#### Task directions:
Copy out the listing that follows, exactly, without its pictures.

#### Recorded information:
** Start **

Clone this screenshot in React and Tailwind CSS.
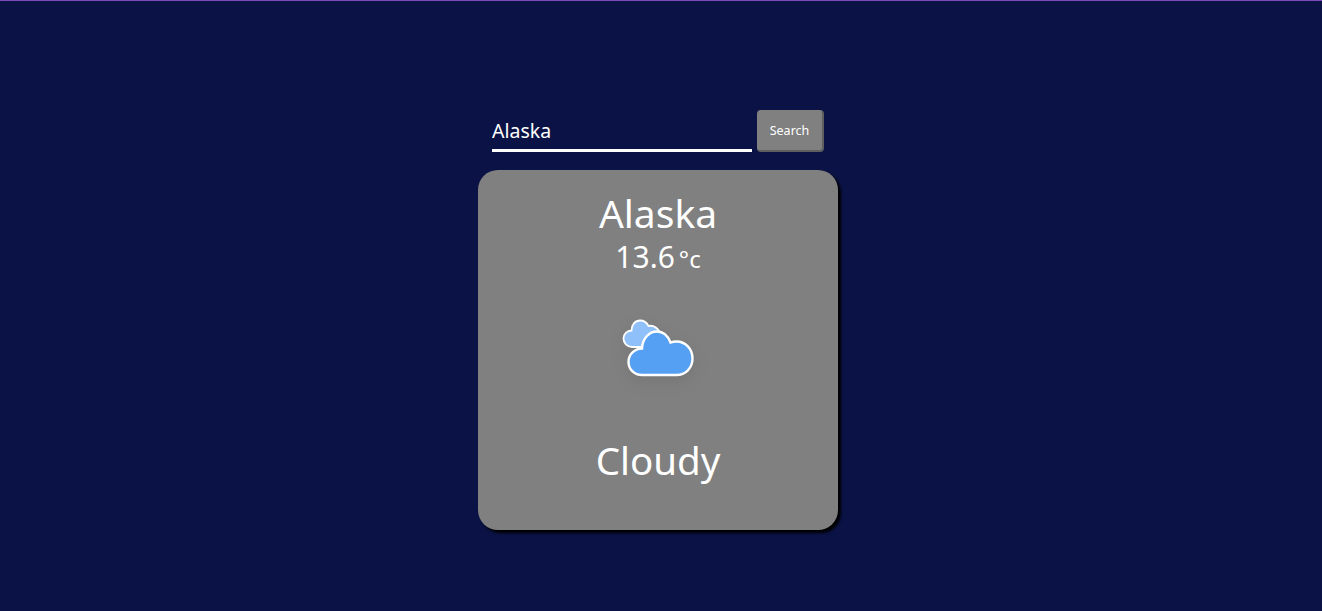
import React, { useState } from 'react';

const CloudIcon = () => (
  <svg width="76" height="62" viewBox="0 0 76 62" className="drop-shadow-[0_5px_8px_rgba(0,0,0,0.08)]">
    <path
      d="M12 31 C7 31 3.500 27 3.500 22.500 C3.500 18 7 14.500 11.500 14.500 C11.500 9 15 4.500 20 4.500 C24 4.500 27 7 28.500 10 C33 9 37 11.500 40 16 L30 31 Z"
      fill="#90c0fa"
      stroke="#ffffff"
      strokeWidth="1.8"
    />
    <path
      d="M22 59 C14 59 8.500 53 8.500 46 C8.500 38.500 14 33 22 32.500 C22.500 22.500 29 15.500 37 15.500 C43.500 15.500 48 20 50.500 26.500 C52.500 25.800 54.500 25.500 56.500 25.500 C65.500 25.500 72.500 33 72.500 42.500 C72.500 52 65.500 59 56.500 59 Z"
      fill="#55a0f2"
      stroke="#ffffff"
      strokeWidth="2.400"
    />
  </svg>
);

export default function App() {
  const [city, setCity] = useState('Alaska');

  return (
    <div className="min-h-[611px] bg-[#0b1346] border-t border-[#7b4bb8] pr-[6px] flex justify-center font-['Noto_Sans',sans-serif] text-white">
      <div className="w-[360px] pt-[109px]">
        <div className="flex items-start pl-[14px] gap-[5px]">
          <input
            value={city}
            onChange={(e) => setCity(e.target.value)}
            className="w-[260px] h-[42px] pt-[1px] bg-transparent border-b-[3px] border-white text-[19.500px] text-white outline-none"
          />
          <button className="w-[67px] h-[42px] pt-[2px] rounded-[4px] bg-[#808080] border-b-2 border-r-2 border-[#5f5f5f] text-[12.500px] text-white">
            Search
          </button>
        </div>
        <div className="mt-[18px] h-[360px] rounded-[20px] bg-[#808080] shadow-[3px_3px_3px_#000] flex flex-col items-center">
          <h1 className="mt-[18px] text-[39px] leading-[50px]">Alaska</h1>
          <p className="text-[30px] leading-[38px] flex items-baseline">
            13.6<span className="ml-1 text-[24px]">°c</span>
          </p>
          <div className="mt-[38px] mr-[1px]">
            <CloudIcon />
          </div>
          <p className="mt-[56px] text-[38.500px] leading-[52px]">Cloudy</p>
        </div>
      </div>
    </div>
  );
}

** End **

#### Reply:
Clone this screenshot in React and Tailwind CSS.
import React, { useState } from 'react';

const CloudIcon = () => (
  <svg width="76" height="62" viewBox="0 0 76 62" className="drop-shadow-[0_5px_8px_rgba(0,0,0,0.08)]">
    <path
      d="M12 31 C7 31 3.500 27 3.500 22.500 C3.500 18 7 14.500 11.500 14.500 C11.500 9 15 4.500 20 4.500 C24 4.500 27 7 28.500 10 C33 9 37 11.500 40 16 L30 31 Z"
      fill="#90c0fa"
      stroke="#ffffff"
      strokeWidth="1.8"
    />
    <path
      d="M22 59 C14 59 8.500 53 8.500 46 C8.500 38.500 14 33 22 32.500 C22.500 22.500 29 15.500 37 15.500 C43.500 15.500 48 20 50.500 26.500 C52.500 25.800 54.500 25.500 56.500 25.500 C65.500 25.500 72.500 33 72.500 42.500 C72.500 52 65.500 59 56.500 59 Z"
      fill="#55a0f2"
      stroke="#ffffff"
      strokeWidth="2.400"
    />
  </svg>
);

export default function App() {
  const [city, setCity] = useState('Alaska');

  return (
    <div className="min-h-[611px] bg-[#0b1346] border-t border-[#7b4bb8] pr-[6px] flex justify-center font-['Noto_Sans',sans-serif] text-white">
      <div className="w-[360px] pt-[109px]">
        <div className="flex items-start pl-[14px] gap-[5px]">
          <input
            value={city}
            onChange={(e) => setCity(e.target.value)}
            className="w-[260px] h-[42px] pt-[1px] bg-transparent border-b-[3px] border-white text-[19.500px] text-white outline-none"
          />
          <button className="w-[67px] h-[42px] pt-[2px] rounded-[4px] bg-[#808080] border-b-2 border-r-2 border-[#5f5f5f] text-[12.500px] text-white">
            Search
          </button>
        </div>
        <div className="mt-[18px] h-[360px] rounded-[20px] bg-[#808080] shadow-[3px_3px_3px_#000] flex flex-col items-center">
          <h1 className="mt-[18px] text-[39px] leading-[50px]">Alaska</h1>
          <p className="text-[30px] leading-[38px] flex items-baseline">
            13.6<span className="ml-1 text-[24px]">°c</span>
          </p>
          <div className="mt-[38px] mr-[1px]">
            <CloudIcon />
          </div>
          <p className="mt-[56px] text-[38.500px] leading-[52px]">Cloudy</p>
        </div>
      </div>
    </div>
  );
}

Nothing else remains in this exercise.